**WHAT IS NEEDED**
Work out how many lines in the entries below include the word "this". Give nothing but the number.

(Interface markup and scripts)
********************
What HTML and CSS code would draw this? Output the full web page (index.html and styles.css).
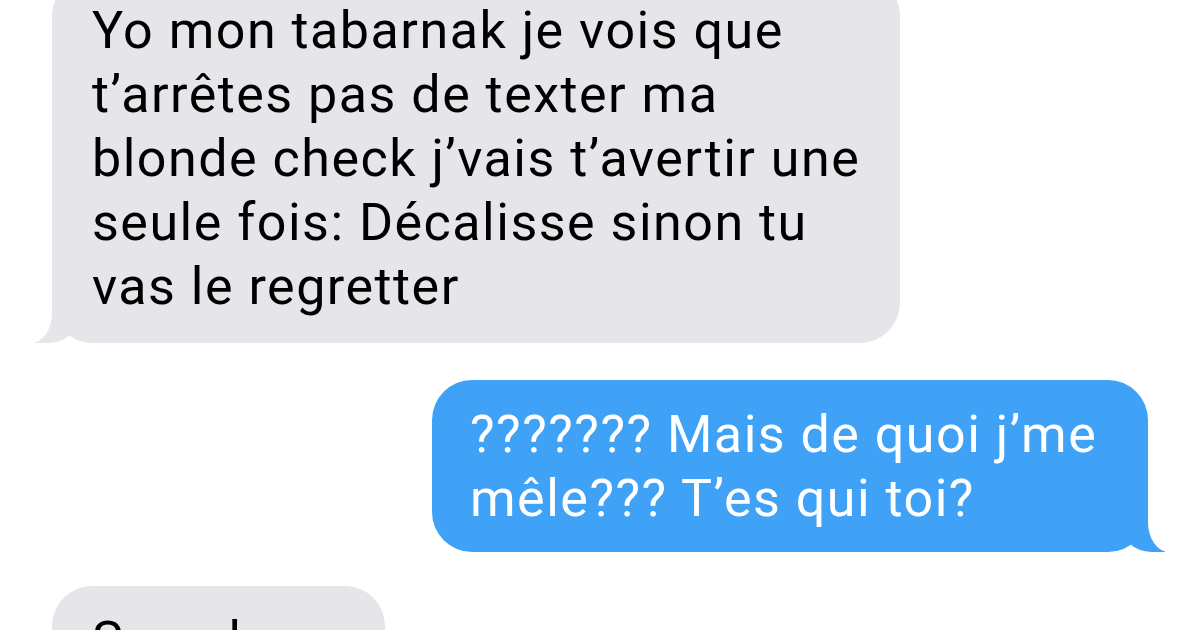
FILE: index.html
```html
<!DOCTYPE html>
<html>
<head>
    <title>Messages</title>
    <link rel="stylesheet" href="styles.css">
</head>
<body>
    <div class="thread">
        <div class="bubble them first">
            Yo mon tabarnak je vois que<br>
            t’arrêtes pas de texter ma<br>
            blonde check j’vais t’avertir une<br>
            seule fois: Décalisse sinon tu<br>
            vas le regretter
        </div>

        <div class="bubble me">
            ??????? Mais de quoi j’me<br>
            mêle??? T’es qui toi?
        </div>

        <div class="bubble them last">
            Son chum
        </div>
    </div>
</body>
</html>
```

FILE: styles.css
```css
body {
    margin: 0;
    background: #fff;
    font-family: Roboto, "Liberation Sans", Arial, sans-serif;
    overflow: hidden;
}

.thread {
    display: flex;
    flex-direction: column;
    padding: 0 52px;
    margin-top: -24px;
}

.bubble {
    position: relative;
    box-sizing: border-box;
    font-size: 52px;
    letter-spacing: 1.5px;
    line-height: 64px;
    padding: 23px 40px 24px;
    border-radius: 40px;
    white-space: nowrap;
}

.bubble.them {
    align-self: flex-start;
    background: #e5e5ea;
    color: #000;
}

.bubble.first {
    width: 848px;
}

.bubble.last {
    width: 333px;
    margin-top: 34px;
}

.bubble.me {
    align-self: flex-end;
    width: 716px;
    margin-top: 37px;
    padding: 23px 38px 21px;
    background: #3fa2f7;
    color: #fff;
}

/* tails */
.bubble.them::before,
.bubble.me::before {
    content: "";
    position: absolute;
    bottom: 0;
    width: 44px;
    height: 40px;
}

.bubble.them::after,
.bubble.me::after {
    content: "";
    position: absolute;
    bottom: 0;
    width: 40px;
    height: 40px;
    background: #fff;
}

.bubble.them::before {
    left: -17px;
    background: #e5e5ea;
    border-bottom-right-radius: 30px 28px;
}

.bubble.them::after {
    left: -40px;
    border-bottom-right-radius: 21px 30px;
}

.bubble.me::before {
    right: -17px;
    background: #3fa2f7;
    border-bottom-left-radius: 30px 28px;
}

.bubble.me::after {
    right: -40px;
    border-bottom-left-radius: 21px 30px;
}
```
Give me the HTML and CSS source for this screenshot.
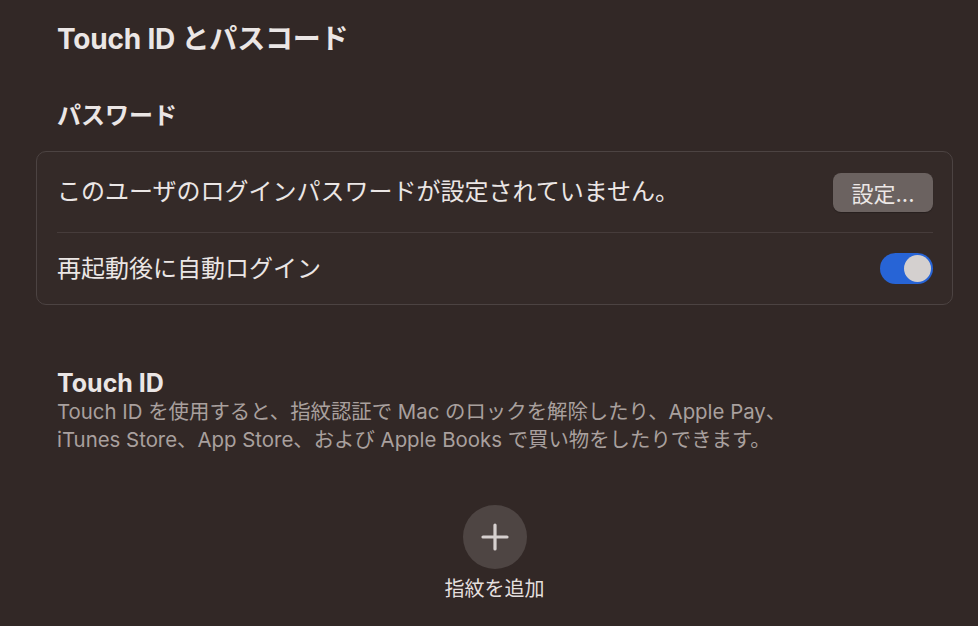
FILE: index.html
```html
<!DOCTYPE html>
<html lang="ja">
<head>
<meta charset="utf-8">
<link rel="stylesheet" href="styles.css">
</head>
<body>
<main class="page">
  <h1 class="title">Touch ID とパスコード</h1>
  <h2 class="section">パスワード</h2>
  <div class="box">
    <div class="row row-first">
      <span class="label">このユーザのログインパスワードが設定されていません。</span>
      <button class="btn">設定...</button>
    </div>
    <div class="sep"></div>
    <div class="row row-second">
      <span class="label">再起動後に自動ログイン</span>
      <span class="toggle"><span class="knob"></span></span>
    </div>
  </div>
  <h2 class="section touch">Touch ID</h2>
  <p class="desc">Touch ID を使用すると、指紋認証で Mac のロックを解除したり、Apple Pay、<br>iTunes Store、App Store、および Apple Books で買い物をしたりできます。</p>
  <div class="add">
    <div class="plus">
      <svg width="30" height="30" viewBox="0 0 30 30"><path d="M15 3V27M3 15H27" stroke="#d6d0cf" stroke-width="3.2" stroke-linecap="round"/></svg>
    </div>
    <div class="add-label">指紋を追加</div>
  </div>
</main>
</body>
</html>
```

FILE: styles.css
```css
html, body {
  margin: 0;
  padding: 0;
  background: #322826;
  height: 100%;
}
body {
  font-family: "Inter", "Noto Sans CJK JP", sans-serif;
  color: #ebe6e5;
  overflow: hidden;
}
.page {
  display: flex;
  flex-direction: column;
  padding: 0 25px 0 36px;
}
.title {
  margin: 22px 0 0 21px;
  font-size: 28px;
  line-height: 34px;
  font-weight: 700;
  letter-spacing: -0.2px;
}
.section {
  margin: 45px 0 0 21px;
  font-size: 24px;
  line-height: 30px;
  font-weight: 700;
}
.box {
  margin-top: 20px;
  border: 1px solid #4c4342;
  border-radius: 10px;
  background: #342a28;
  padding: 0 19px 0 20px;
}
.row {
  display: flex;
  align-items: center;
  justify-content: space-between;
}
.row-first { height: 80px; }
.row-second { height: 71px; }
.label {
  font-size: 24px;
  line-height: 30px;
}
.sep {
  height: 1px;
  background: #463c3b;
}
.btn {
  font-family: "Inter", "Noto Sans CJK JP", sans-serif;
  width: 100px;
  height: 39px;
  border: none;
  border-radius: 8px;
  background: #6b6260;
  color: #ece7e6;
  font-size: 22px;
  padding: 0;
  box-shadow: 0 1px 1px rgba(0,0,0,0.25);
}
.toggle {
  width: 53px;
  height: 31px;
  border-radius: 16px;
  background: #2764d6;
  display: flex;
  align-items: center;
  justify-content: flex-end;
  padding: 0 2px;
  box-sizing: border-box;
}
.knob {
  width: 27px;
  height: 27px;
  border-radius: 50%;
  background: #d4d0cf;
}
.touch {
  margin-top: 63px;
  font-size: 25px;
}
.desc {
  margin: 0 0 0 21px;
  font-size: 20.4px;
  line-height: 28px;
  color: #a9a09e;
}
.add {
  display: flex;
  flex-direction: column;
  align-items: center;
  margin-top: 51px;
}
.plus {
  width: 64px;
  height: 64px;
  border-radius: 50%;
  background: #4e4543;
  display: flex;
  align-items: center;
  justify-content: center;
}
.add-label {
  margin-top: 7px;
  font-size: 20px;
  line-height: 26px;
  color: #e4dfde;
}
```
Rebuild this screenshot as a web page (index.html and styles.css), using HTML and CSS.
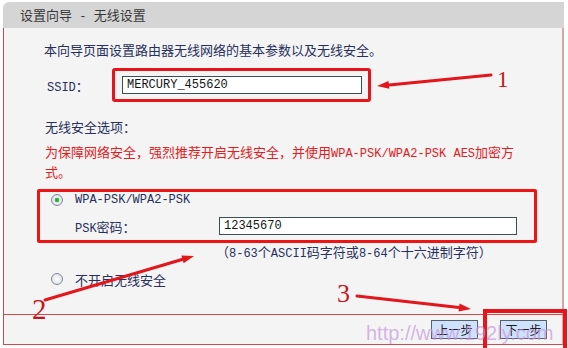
FILE: index.html
```html
<!DOCTYPE html>
<html lang="zh-CN">
<head>
<meta charset="utf-8">
<title>设置向导 - 无线设置</title>
<link rel="stylesheet" href="styles.css">
</head>
<body>
<div class="page">
  <div class="panel">
    <div class="head">设置向导<span class="en sep"> - </span>无线设置</div>
    <div class="body">
      <p class="intro">本向导页面设置路由器无线网络的基本参数以及无线安全。</p>
      <div class="ssid">
        <label class="lbl"><span class="en">SSID</span>：</label>
        <span class="hl"><span class="input">MERCURY_455620</span></span>
      </div>
      <p class="sect">无线安全选项：</p>
      <p class="warn">为保障网络安全，强烈推荐开启无线安全，并使用<span class="en">WPA-PSK/WPA2-PSK AES</span>加密方式。</p>
      <div class="opts">
        <div class="radio-row">
          <span class="radio on"></span>
          <span class="en">WPA-PSK/WPA2-PSK</span>
        </div>
        <div class="psk-row">
          <label class="psk-lbl"><span class="en">PSK</span>密码：</label>
          <span class="input psk">12345670</span>
        </div>
      </div>
      <p class="hint">（<span class="en">8-63</span>个<span class="en">ASCII</span>码字符或<span class="en">8-64</span>个十六进制字符）</p>
      <div class="radio-row off-row">
        <span class="radio"></span>
        <span>不开启无线安全</span>
      </div>
    </div>
    <div class="foot">
      <button class="btn">上一步</button>
      <button class="btn">下一步</button>
    </div>
  </div>

  <svg class="arrows" width="568" height="348" viewBox="0 0 568 348">
    <g stroke="#e3161c" stroke-width="3" stroke-linecap="round" fill="none">
      <line x1="491" y1="75" x2="389" y2="85"/>
      <line x1="45" y1="300" x2="182" y2="259.5"/>
      <line x1="357" y1="296" x2="459" y2="307.6"/>
    </g>
    <g fill="#e3161c">
      <polygon points="377,86 389.3,88.8 388.5,80.9"/>
      <polygon points="194,256 183.6,263.2 181.4,255.6"/>
      <polygon points="471,309 458.6,311.6 459.5,303.6"/>
    </g>
  </svg>
  <span class="num n1">1</span>
  <span class="num n2">2</span>
  <span class="num n3">3</span>
  <span class="hl3"></span>
  <span class="wm">http://www.192ly.com</span>
</div>
</body>
</html>
```
FILE: styles.css
```css
html, body {
  margin: 0;
  background: #ffffff;
}

body {
  font-family: "Noto Sans CJK SC", sans-serif;
  font-size: 13px;
  color: #27305c;
}

.en {
  font-family: "Liberation Mono", monospace;
  font-size: 12px;
  line-height: 1;
}

.sep {
  white-space: pre;
}

.page {
  position: relative;
  width: 568px;
  height: 348px;
  padding-top: 2px;
  box-sizing: border-box;
  overflow: hidden;
}

.panel {
  margin-left: 3px;
  width: 561px;
}

.head {
  height: 26px;
  line-height: 26px;
  background: #d5d5d5;
  border-top-left-radius: 6px;
  padding-left: 17px;
  color: #383838;
}

.body {
  box-sizing: border-box;
  height: 287px;
  background: #f4f4f4;
  border-left: 1px solid #c84a4a;
  border-right: 2px solid #d6a6a6;
  border-bottom: 1px solid #d24a4a;
  padding-top: 12px;
}

.intro {
  margin: 0;
  padding-left: 40px;
  line-height: 20px;
}

.ssid {
  display: flex;
  align-items: center;
  height: 34px;
  margin-top: 8px;
  padding-left: 43px;
}

.lbl {
  width: 65px;
}

.hl {
  border: 3px solid #e8141c;
  border-radius: 3px;
  padding: 5px 6px 5px 7px;
}

.input {
  display: block;
  box-sizing: border-box;
  width: 240px;
  height: 18px;
  border: 1px solid #3b4f50;
  background: #ffffff;
  padding-left: 4px;
  font-family: "Liberation Mono", monospace;
  font-size: 12px;
  line-height: 16px;
  color: #151515;
}

.sect {
  margin: 15px 0 0;
  padding-left: 41px;
  line-height: 20px;
}

.warn {
  margin: 5px 0 0;
  padding-left: 41px;
  width: 478px;
  line-height: 20px;
  color: #e2201e;
}

.opts {
  box-sizing: border-box;
  width: 500px;
  height: 54px;
  margin: 7px 0 0 33px;
  border: 3px solid #ee1414;
  border-radius: 2px;
}

.radio-row {
  display: flex;
  align-items: center;
  gap: 12px;
  height: 16px;
  padding-left: 11px;
}

.radio {
  flex: none;
  box-sizing: border-box;
  width: 12px;
  height: 12px;
  border-radius: 50%;
  border: 1px solid #7b8a9c;
  background: radial-gradient(circle, #ffffff 0, #e6eaef 60%, #cfd6de 100%);
}

.radio.on {
  background: radial-gradient(circle, #2fa046 0, #3bb04f 2px, #e9efe9 2.6px, #d5dbe2 100%);
}

.psk-row {
  display: flex;
  align-items: center;
  height: 18px;
  margin-top: 9px;
  padding-left: 35px;
}

.psk-lbl {
  width: 144px;
}

.psk {
  width: 298px;
}

.hint {
  margin: 0;
  padding-left: 212px;
  height: 18px;
  line-height: 18px;
}

.off-row {
  height: 18px;
  margin-top: 9px;
  padding-left: 47px;
}

.foot {
  box-sizing: border-box;
  height: 30px;
  display: flex;
  justify-content: flex-end;
  align-items: flex-start;
  gap: 22px;
  padding: 5px 15px 0 0;
  background: #f4f4f4;
  border-left: 1px solid #c84a4a;
  border-right: 2px solid #d6a6a6;
  border-bottom: 1px solid #d24a4a;
}

.btn {
  width: 47px;
  height: 19px;
  padding: 0;
  background: #cfe2fb;
  border: 1px solid #56606e;
  font-family: "Noto Sans CJK SC", sans-serif;
  font-size: 12px;
  line-height: 17px;
  color: #1f1f1f;
}

.arrows {
  position: absolute;
  left: 0;
  top: 0;
  pointer-events: none;
}

.num {
  position: absolute;
  font-family: "Liberation Serif", serif;
  line-height: 1;
  color: #c4161c;
}

.n1 {
  left: 497px;
  top: 68px;
  font-size: 23px;
}

.n2 {
  left: 32px;
  top: 295px;
  font-size: 29px;
}

.n3 {
  left: 337px;
  top: 281px;
  font-size: 26px;
}

.hl3 {
  position: absolute;
  left: 483px;
  top: 309px;
  width: 76px;
  height: 36px;
  border: 4px solid #e8141c;
}

.wm {
  position: absolute;
  left: 366px;
  top: 321px;
  font-family: "Liberation Sans", sans-serif;
  font-size: 20px;
  line-height: 24px;
  color: rgba(196, 150, 220, 0.7);
  pointer-events: none;
}
```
********************
**PROBLEM SOLUTION**
3